Photo by Tyler Meuter

While Parking and Transportation Services is not a popular branch of Tech’s operations, they had not bothered me until the recent announcement of the reduced Publix trolley stop service. As a carless student, I prefer biking but use the Trolley for groceries. As of June 1, the trolley only stops at Publix on weekends and weekdays after 5 p.m. Students who have evening classes or prefer avoiding the crowded shopping hours will be inconvenienced by this change. While it is not a long walk to the Midtown MARTA stop, carrying a heavy load of groceries in the summer heat is definitely an inconvenience.

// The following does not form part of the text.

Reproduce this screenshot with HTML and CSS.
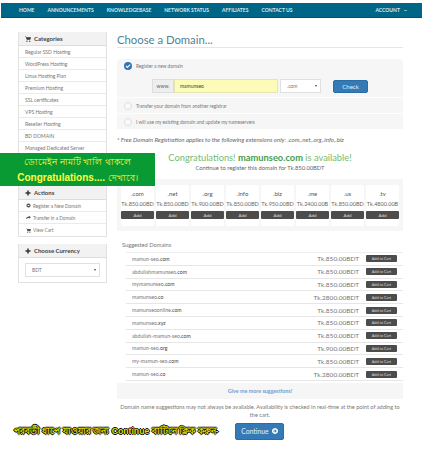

The change in service itself does not bother me as much as the claimed reasoning behind it: to “provide space availability to passengers at Tech Square as increased ridership is anticipated in the fall,” according to the PTS website. Where is the logic in that purported purpose? Removing the Publix stop during typical business hours will not cause people to stop using the Trolleys; it will not address the problem of increased ridership since the grocery shoppers will simply walk to the MARTA station stop.

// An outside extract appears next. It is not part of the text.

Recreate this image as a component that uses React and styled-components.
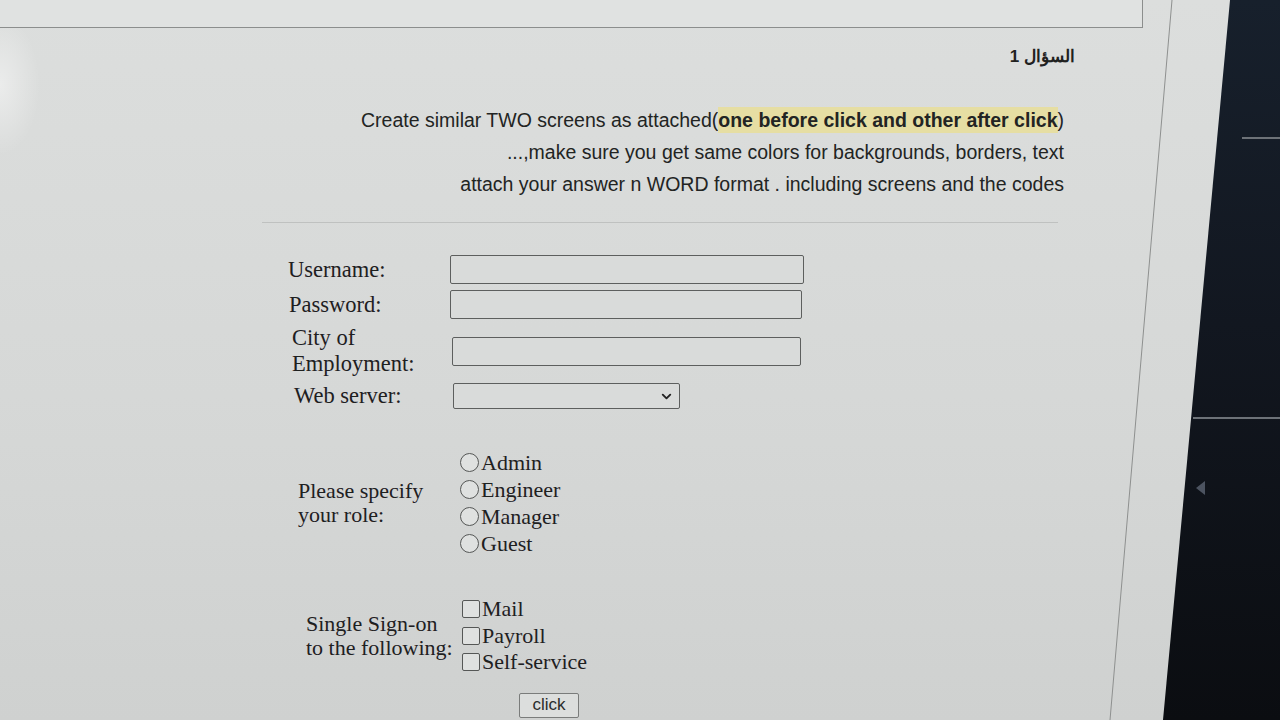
import React from 'react';
import styled, { createGlobalStyle } from 'styled-components';
import { ChevronDown } from 'lucide-react';

const GlobalStyle = createGlobalStyle`
  html, body {
    margin: 0;
    padding: 0;
    width: 1280px;
    height: 720px;
    overflow: hidden;
  }
  body {
    font-family: "Liberation Serif", "Times New Roman", serif;
    color: #1f2120;
  }
`;

const Page = styled.div`
  position: relative;
  width: 1280px;
  height: 720px;
  display: flex;
  overflow: hidden;
  background:
    radial-gradient(ellipse 40px 70px at 0px 85px, rgba(255, 255, 255, 0.45), rgba(255, 255, 255, 0) 100%),
    linear-gradient(180deg, #dcdedd 0%, #d6d8d7 55%, #cfd1d0 100%);
`;

const Main = styled.div`
  flex: 1;
  display: flex;
  flex-direction: column;
`;

const TopStrip = styled.div`
  width: 1142px;
  height: 27px;
  flex-shrink: 0;
  background: #e0e2e1;
  border-bottom: 1px solid #8c8e8d;
  border-right: 1px solid #8c8e8d;
`;

const Content = styled.div`
  margin-left: 262px;
  width: 813px;
  display: flex;
  flex-direction: column;
`;

const QuestionTitle = styled.div`
  margin-top: 17px;
  text-align: right;
  font-family: "Liberation Sans", "Noto Sans", Arial, sans-serif;
  font-weight: bold;
  font-size: 17px;
  line-height: 24px;
  direction: rtl;
`;

const Instructions = styled.div`
  margin-top: 35px;
  padding-right: 11px;
  text-align: right;
  font-family: "Liberation Sans", Arial, sans-serif;
  font-size: 19.5px;
  line-height: 32px;
  color: #222423;
  white-space: nowrap;
`;

const Highlight = styled.span`
  background: #e6dea3;
  font-weight: bold;
  padding: 2px 0;
`;

const Rule = styled.hr`
  margin: 22px 17px 0 0;
  border: none;
  border-top: 1px solid #bfc1c0;
  height: 0;
`;

const Form = styled.form`
  margin: 32px 0 0 26px;
  display: grid;
  grid-template-columns: 162px auto;
  align-items: center;
  row-gap: 6px;
`;

const Label = styled.label`
  font-size: 22.5px;
  line-height: 26px;
  padding-left: ${(p) => p.$indent || 0}px;
  color: #1e201f;
  white-space: nowrap;
`;

const TextField = styled.input`
  box-sizing: border-box;
  width: ${(p) => p.$width || 354}px;
  height: 29px;
  margin-left: ${(p) => p.$indent || 0}px;
  border: 1px solid #5d5f5e;
  border-radius: 2px;
  background: #d9dbda;
  outline: none;
`;

const SelectWrap = styled.div`
  position: relative;
  width: 227px;
  height: 26px;
  margin-left: 3px;
`;

const Select = styled.select`
  appearance: none;
  box-sizing: border-box;
  width: 100%;
  height: 100%;
  border: 1px solid #5d5f5e;
  border-radius: 2px;
  background: #d9dbda;
  outline: none;
`;

const SelectArrow = styled(ChevronDown)`
  position: absolute;
  right: 6px;
  top: 6px;
  pointer-events: none;
`;

const Group = styled.div`
  grid-column: 1 / -1;
  display: grid;
  grid-template-columns: 162px auto;
  align-items: center;
  margin-top: ${(p) => p.$top}px;
`;

const GroupLabel = styled.div`
  font-size: 22px;
  line-height: 24px;
  padding-left: ${(p) => p.$indent || 0}px;
  color: #1e201f;
  white-space: nowrap;
`;

const Options = styled.div`
  display: flex;
  flex-direction: column;
  padding-left: ${(p) => p.$indent || 0}px;
`;

const Option = styled.label`
  display: flex;
  align-items: center;
  height: ${(p) => p.$h || 27}px;
  font-size: 22px;
  color: #1e201f;
`;

const Radio = styled.input.attrs({ type: 'radio' })`
  appearance: none;
  box-sizing: border-box;
  width: 19px;
  height: 19px;
  margin: 0 2px 0 0;
  border: 1.5px solid #555756;
  border-radius: 50%;
  background: #dfe1e0;
`;

const Checkbox = styled.input.attrs({ type: 'checkbox' })`
  appearance: none;
  box-sizing: border-box;
  width: 18px;
  height: 18px;
  margin: 0 2px 0 0;
  border: 1.5px solid #555756;
  border-radius: 2px;
  background: #dfe1e0;
`;

const ButtonRow = styled.div`
  grid-column: 1 / -1;
  display: flex;
  justify-content: center;
  width: 522px;
  margin-top: 11px;
`;

const Button = styled.button`
  height: 25px;
  padding: 0 12px;
  font-family: "Liberation Sans", Arial, sans-serif;
  font-size: 17px;
  color: #2a2c2b;
  background: #dcdedd;
  border: 1px solid #7a7c7b;
  border-radius: 2px;
`;

const SidePanel = styled.div`
  position: relative;
  width: 117px;
  flex-shrink: 0;
  background: linear-gradient(180deg, #17202c 0%, #121720 45%, #0b0d11 100%);
  clip-path: polygon(67px 0, 100% 0, 100% 100%, 0 100%);
`;

const PanelLine = styled.div`
  position: absolute;
  top: ${(p) => p.$top}px;
  left: ${(p) => p.$left}px;
  right: 0;
  height: 2px;
  background: #6d7278;
`;

const PanelArrow = styled.div`
  position: absolute;
  top: 481px;
  left: 33px;
  width: 0;
  height: 0;
  border-top: 7px solid transparent;
  border-bottom: 7px solid transparent;
  border-right: 9px solid #4c5360;
`;

const Glare = styled.svg`
  position: absolute;
  inset: 0;
  pointer-events: none;
`;

export default function App() {
  return (
    <>
      <GlobalStyle />
      <Page>
        <Main>
          <TopStrip />
          <Content>
            <QuestionTitle>السؤال 1</QuestionTitle>
            <Instructions>
              <div>
                Create similar TWO screens as attached(
                <Highlight>one before click and other after click</Highlight>)
              </div>
              <div>...,make sure you get same colors for backgrounds, borders, text</div>
              <div>attach your answer n WORD format . including screens and the codes</div>
            </Instructions>
            <Rule />
            <Form onSubmit={(e) => e.preventDefault()}>
              <Label htmlFor="username">Username:</Label>
              <TextField id="username" />
              <Label htmlFor="password" $indent={1}>Password:</Label>
              <TextField id="password" type="password" $width={352} />
              <Label htmlFor="city" $indent={4}>
                City of
                <br />
                Employment:
              </Label>
              <TextField id="city" $width={349} $indent={2} />
              <Label htmlFor="server" $indent={6}>Web server:</Label>
              <SelectWrap>
                <Select id="server">
                  <option value=""></option>
                </Select>
                <SelectArrow size={15} strokeWidth={3} color="#222" />
              </SelectWrap>

              <Group $top={34}>
                <GroupLabel $indent={10}>
                  Please specify
                  <br />
                  your role:
                </GroupLabel>
                <Options $indent={10}>
                  <Option><Radio name="role" />Admin</Option>
                  <Option><Radio name="role" />Engineer</Option>
                  <Option><Radio name="role" />Manager</Option>
                  <Option><Radio name="role" />Guest</Option>
                </Options>
              </Group>

              <Group $top={33}>
                <GroupLabel $indent={18}>
                  Single Sign-on
                  <br />
                  to the following:
                </GroupLabel>
                <Options $indent={12}>
                  <Option $h={26.5}><Checkbox />Mail</Option>
                  <Option $h={26.5}><Checkbox />Payroll</Option>
                  <Option $h={26.5}><Checkbox />Self-service</Option>
                </Options>
              </Group>

              <ButtonRow>
                <Button type="button">click</Button>
              </ButtonRow>
            </Form>
          </Content>
        </Main>
        <SidePanel>
          <PanelLine $top={137} $left={79} />
          <PanelLine $top={417} $left={30} />
          <PanelArrow />
        </SidePanel>
        <Glare width="1280" height="720">
          <line x1="1172" y1="0" x2="1110" y2="720" stroke="#8e908f" strokeWidth="1" />
        </Glare>
      </Page>
    </>
  );
}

If the purpose of this change was for the routes to run faster and thus slightly increase frequency of trolleys, then they should cut down on the time spent stalling at the Transportation Hub instead of cutting the brief stop at Publix, where there is a stop sign anyway. I may not be an engineer, but the most logical and responsible solution to increased ridership would be running more Trolleys, not reducing service to a key stop.

I believe that PTS is reducing service to this stop because it is near University House and Square on 5th. As the competitively priced, higher-than-campus-quality student apartments are located near Tech Square, I think Tech is subtly trying to make these new housing options inconvenient and drive people back on campus for future housing. By protecting their commercial self-interest, Tech is avoiding the positive, but of course more costly, way of addressing this problem: improving on-campus housing.

This preventative move of reducing service near the new independent student housing will affect every student who uses the Trolley for grocery shopping. The fall 2015 transportation fee of $81 that everyone pays has not changed from spring 2015 or fall 2014. Therefore, even if Tech cannot find a way to increase Trolley service, the service should at least be kept constant.

Tech, please do not try to counteract a minority of students choosing a new off-campus option at the expense of the majority of students, who will experience decreased service at the same cost. And if you must reduce service because better off-campus options threaten you, then at least be straightforward about it and avoid providing illogical reasons for your financially motivated action.